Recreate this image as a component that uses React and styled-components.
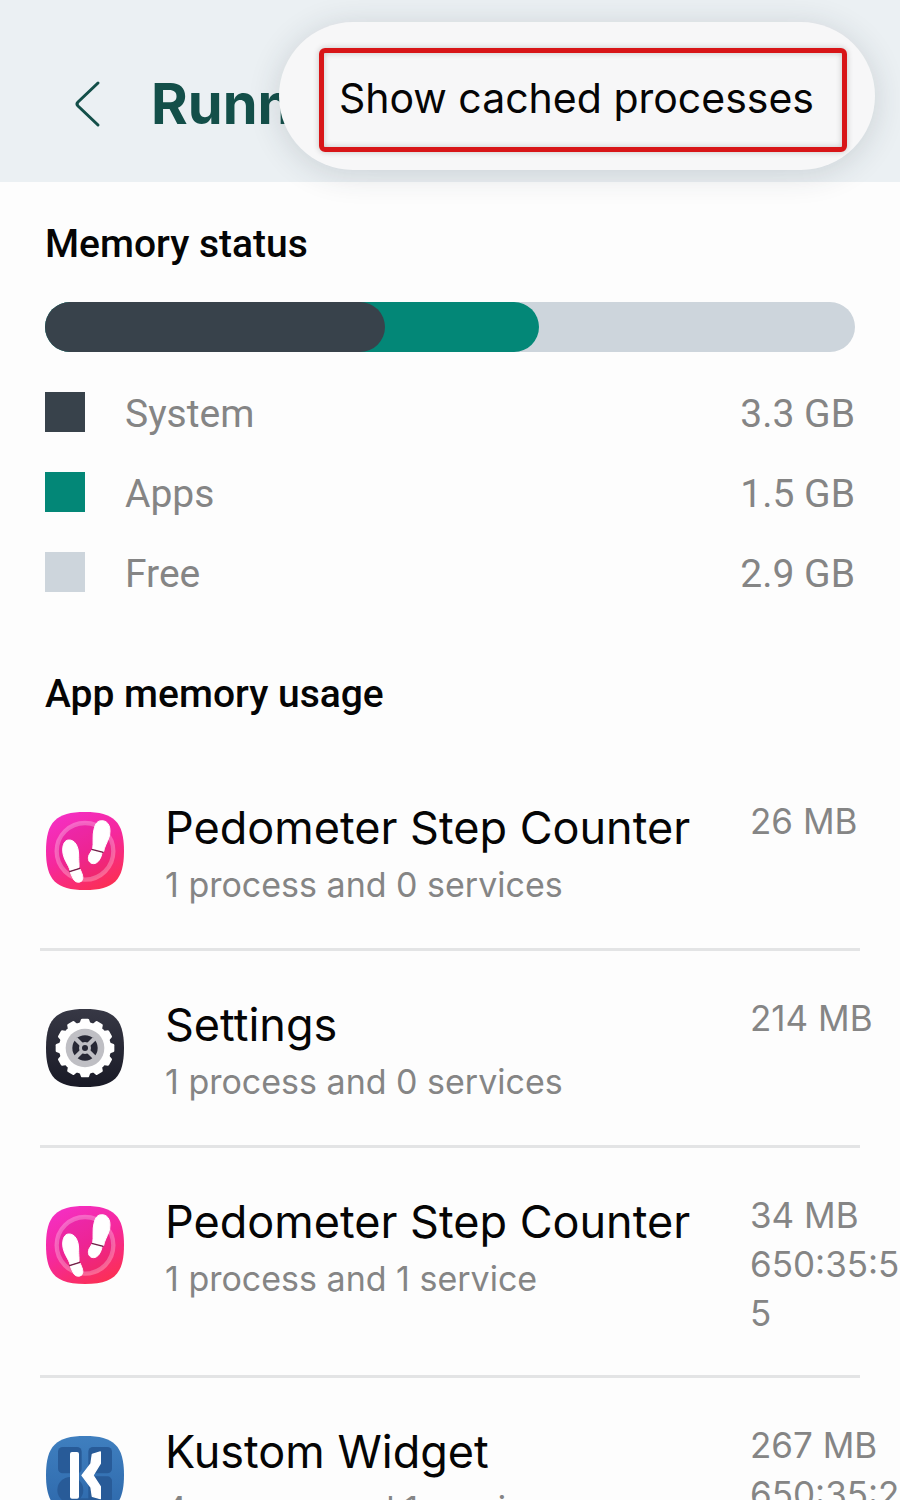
import React from "react";
import styled, { createGlobalStyle } from "styled-components";

const memory = [
    { name: "System", size: "3.3 GB", color: "#38424b", end: 42 },
    { name: "Apps", size: "1.5 GB", color: "#038777", end: 61 },
    { name: "Free", size: "2.9 GB", color: "#cdd5dc", end: 100 },
]

const apps = [
    { name: "Pedometer Step Counter", detail: "1 process and 0 services", size: "26 MB", icon: "steps" },
    { name: "Settings", detail: "1 process and 0 services", size: "214 MB", icon: "gear" },
    { name: "Pedometer Step Counter", detail: "1 process and 1 service", size: "34 MB", time: "650:35:55", icon: "steps" },
    { name: "Kustom Widget", detail: "4 process and 1 service", size: "267 MB", time: "650:35:2", icon: "kustom" },
]

const squircle = "M120 3C207 3 237 33 237 120C237 207 207 237 120 237C33 237 3 207 3 120C3 33 33 3 120 3Z"

const StepsIcon = () => (
    <AppIcon viewBox="0 0 240 240" aria-hidden="true">
        <defs>
            <linearGradient id="stepsBack" x1="0.2" y1="0" x2="0.7" y2="1">
                <stop offset="0" stopColor="#f42fc4" />
                <stop offset="0.5" stopColor="#f5289c" />
                <stop offset="1" stopColor="#fb2f55" />
            </linearGradient>
        </defs>
        <path d={squircle} fill="url(#stepsBack)" />
        <circle cx="120" cy="121" r="85" fill="#c01070" fillOpacity="0.14" stroke="#fff" strokeOpacity="0.28" strokeWidth="13" />
        <g transform="translate(-30 -33)" fill="#fff" stroke="#fff" strokeWidth="3">
            <path d="M200 62C222 62 230 85 222 112C216 130 208 140 206 155L173 147C176 130 172 105 177 88C181 70 188 62 200 62Z" />
            <path d="M171 150L201 158C199 175 188 191 176 191C162 191 157 178 162 165Z" />
            <path d="M100 120C120 118 131 140 131 165C131 185 133 195 132 203L105 212C102 195 83 178 83 150C83 132 90 121 100 120Z" />
            <path d="M106 217L135 207C141 220 147 232 141 242C134 249 122 248 117 240C112 233 110 226 106 217Z" />
            <path d="M170 148L205 157M103 215L135 205" stroke="#6d2348" strokeWidth="4" />
        </g>
    </AppIcon>
)

const GearIcon = () => (
    <AppIcon viewBox="0 0 240 240" aria-hidden="true">
        <defs>
            <linearGradient id="gearBack" x1="0" y1="0" x2="0" y2="1">
                <stop offset="0" stopColor="#373845" />
                <stop offset="1" stopColor="#191a26" />
            </linearGradient>
        </defs>
        <path d={squircle} fill="url(#gearBack)" />
        <circle cx="120" cy="120" r="78" fill="#fff" />
        {Array.from({ length: 12 }).map((x, y) => {
            return <path key={y} d="M103 48L108 34Q109 32 112 32H128Q131 32 132 34L137 48Z" fill="#fff" transform={`rotate(${y * 30} 120 120)`} />
        })}
        <circle cx="120" cy="120" r="58" fill="#bfbfc4" />
        <circle cx="120" cy="120" r="38" fill="#272835" />
        <path d="M92 92L148 148M148 92L92 148" stroke="#bfbfc4" strokeWidth="13" />
        <circle cx="120" cy="120" r="18" fill="#bfbfc4" />
        <circle cx="120" cy="120" r="9" fill="#272835" />
    </AppIcon>
)

const KustomIcon = () => (
    <AppIcon viewBox="0 0 240 240" aria-hidden="true">
        <defs>
            <linearGradient id="kustomBack" x1="0" y1="0" x2="0" y2="1">
                <stop offset="0" stopColor="#3f7fbf" />
                <stop offset="1" stopColor="#2d68ab" />
            </linearGradient>
        </defs>
        <path d={squircle} fill="url(#kustomBack)" />
        <g fill="#285b98">
            <rect x="39" y="36" width="71" height="79" rx="14" />
            <rect x="130" y="36" width="71" height="79" rx="14" />
            <circle cx="76" cy="165" r="39" />
            <rect x="130" y="124" width="71" height="79" rx="14" />
            <path d="M75 190H168V220H75Z" />
        </g>
        <rect x="75" y="51" width="27" height="140" rx="6" fill="#fff" />
        <path d="M142 58L166 51V85L144 121L166 155V191L142 184L138 157L111 121L138 86Z" fill="#fff" stroke="#fff" strokeWidth="4" strokeLinejoin="round" />
    </AppIcon>
)

const icons = { steps: StepsIcon, gear: GearIcon, kustom: KustomIcon }

const App = () => {
    return (
        <Page>
            <GlobalStyle />
            <Header>
                <BackButton aria-label="Back">
                    <svg width="30" height="50" viewBox="0 0 30 50" fill="none" stroke="currentColor" strokeWidth="3" strokeLinecap="round" strokeLinejoin="round">
                        <path d="M25 4L5 23Q3 25 5 27L25 46" />
                    </svg>
                </BackButton>
                <Title>Runn</Title>
                <Menu>
                    <MenuItem>Show cached processes</MenuItem>
                </Menu>
            </Header>
            <Status>
                <Heading>Memory status</Heading>
                <Bar>
                    {[...memory].reverse().map((x) => {
                        return <Fill key={x.name} $color={x.color} style={{ width: `${x.end}%` }} />
                    })}
                </Bar>
                <Legend>
                    {memory.map((x) => {
                        return (
                            <LegendRow key={x.name}>
                                <Swatch $color={x.color} />
                                <LegendText>
                                    <span>{x.name}</span>
                                    <span>{x.size}</span>
                                </LegendText>
                            </LegendRow>
                        )
                    })}
                </Legend>
                <Heading>App memory usage</Heading>
            </Status>
            <AppList>
                {apps.map((x, y) => {
                    const Icon = icons[x.icon]
                    return (
                        <AppRow key={y}>
                            <Icon />
                            <div>
                                <AppName>{x.name}</AppName>
                                <Detail>{x.detail}</Detail>
                            </div>
                            <Usage>
                                <div>{x.size}</div>
                                {x.time && <div>{x.time}</div>}
                            </Usage>
                        </AppRow>
                    )
                })}
            </AppList>
        </Page>
    )
}

const GlobalStyle = createGlobalStyle`
* {
box-sizing: border-box;
}
body {
margin: 0;
background-color: #fdfdfd;
}
`

const Page = styled.div`
height: 100vh;
overflow: hidden;
color: #050505;
font-family: Inter, "Liberation Sans", sans-serif;
`

const Header = styled.header`
position: relative;
display: flex;
align-items: center;
height: 182px;
padding: 26px 73px 0;
background-color: #ebf0f3;
`

const BackButton = styled.button`
display: flex;
margin-right: 48px;
padding: 0;
border: none;
background: none;
color: #134f49;
cursor: pointer;
`

const Title = styled.h1`
margin: 0;
color: #134f49;
font-size: 56px;
line-height: 64px;
font-weight: 700;
white-space: nowrap;
`

const Menu = styled.div`
position: absolute;
top: 22px;
right: 25px;
padding: 26px 28px 18px 40px;
border-radius: 74px;
background-color: #f7f7f8;
box-shadow: 0 4px 32px rgba(40, 50, 60, 0.16);
`

const MenuItem = styled.button`
display: block;
height: 104px;
padding: 0 28px 4px 15px;
border: 5px solid #d81518;
border-radius: 6px;
background: none;
box-shadow: 0 0 6px rgba(0, 0, 0, 0.2), inset 0 0 6px rgba(0, 0, 0, 0.2);
color: #050505;
font-family: inherit;
font-size: 41px;
line-height: 52px;
white-space: nowrap;
cursor: pointer;
`

const Status = styled.section`
padding: 38px 45px 0;
font-family: Roboto, sans-serif;
`

const Heading = styled.h2`
margin: 0;
font-size: 39px;
line-height: 48px;
font-weight: 500;
`

const Bar = styled.div`
display: grid;
height: 50px;
margin: 34px 0 20px;
`

const Fill = styled.div`
grid-area: 1 / 1;
border-radius: 25px;
background-color: ${(props) => props.$color};
`

const Legend = styled.ul`
margin: 0 0 58px;
padding: 0;
list-style: none;
`

const LegendRow = styled.li`
display: flex;
align-items: center;
height: 80px;
`

const Swatch = styled.div`
width: 40px;
height: 40px;
margin-right: 40px;
background-color: ${(props) => props.$color};
`

const LegendText = styled.div`
display: flex;
flex: 1;
justify-content: space-between;
padding-top: 4px;
color: #858585;
font-size: 39px;
line-height: 48px;
`

const AppList = styled.ul`
margin: 0;
padding: 36px 0 0;
list-style: none;
`

const AppRow = styled.li`
display: grid;
grid-template-columns: 80px 1fr 150px;
column-gap: 40px;
padding: 43px 0 0 45px;

&:not(:last-child)::after {
content: "";
grid-column: 1 / -1;
height: 3px;
margin: 37px 40px 0 -5px;
background-color: #e3e4e5;
}
`

const AppIcon = styled.svg`
width: 80px;
height: 80px;
margin-top: 14px;
`

const AppName = styled.div`
font-size: 45px;
line-height: 62px;
white-space: nowrap;
`

const Detail = styled.div`
color: #858585;
font-size: 34px;
line-height: 52px;
white-space: nowrap;
`

const Usage = styled.div`
color: #858585;
font-size: 35px;
line-height: 49px;
overflow-wrap: anywhere;
`

export default App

## Request:
Write out, word for word, the lines from the start of the data through the one holding "3C207 3 237". Omit pictures.

## Response to the task:
Recreate this image as a component that uses React and styled-components.
import React from "react";
import styled, { createGlobalStyle } from "styled-components";

const memory = [
    { name: "System", size: "3.3 GB", color: "#38424b", end: 42 },
    { name: "Apps", size: "1.5 GB", color: "#038777", end: 61 },
    { name: "Free", size: "2.9 GB", color: "#cdd5dc", end: 100 },
]

const apps = [
    { name: "Pedometer Step Counter", detail: "1 process and 0 services", size: "26 MB", icon: "steps" },
    { name: "Settings", detail: "1 process and 0 services", size: "214 MB", icon: "gear" },
    { name: "Pedometer Step Counter", detail: "1 process and 1 service", size: "34 MB", time: "650:35:55", icon: "steps" },
    { name: "Kustom Widget", detail: "4 process and 1 service", size: "267 MB", time: "650:35:2", icon: "kustom" },
]

const squircle = "M120 3C207 3 237 33 237 120C237 207 207 237 120 237C33 237 3 207 3 120C3 33 33 3 120 3Z"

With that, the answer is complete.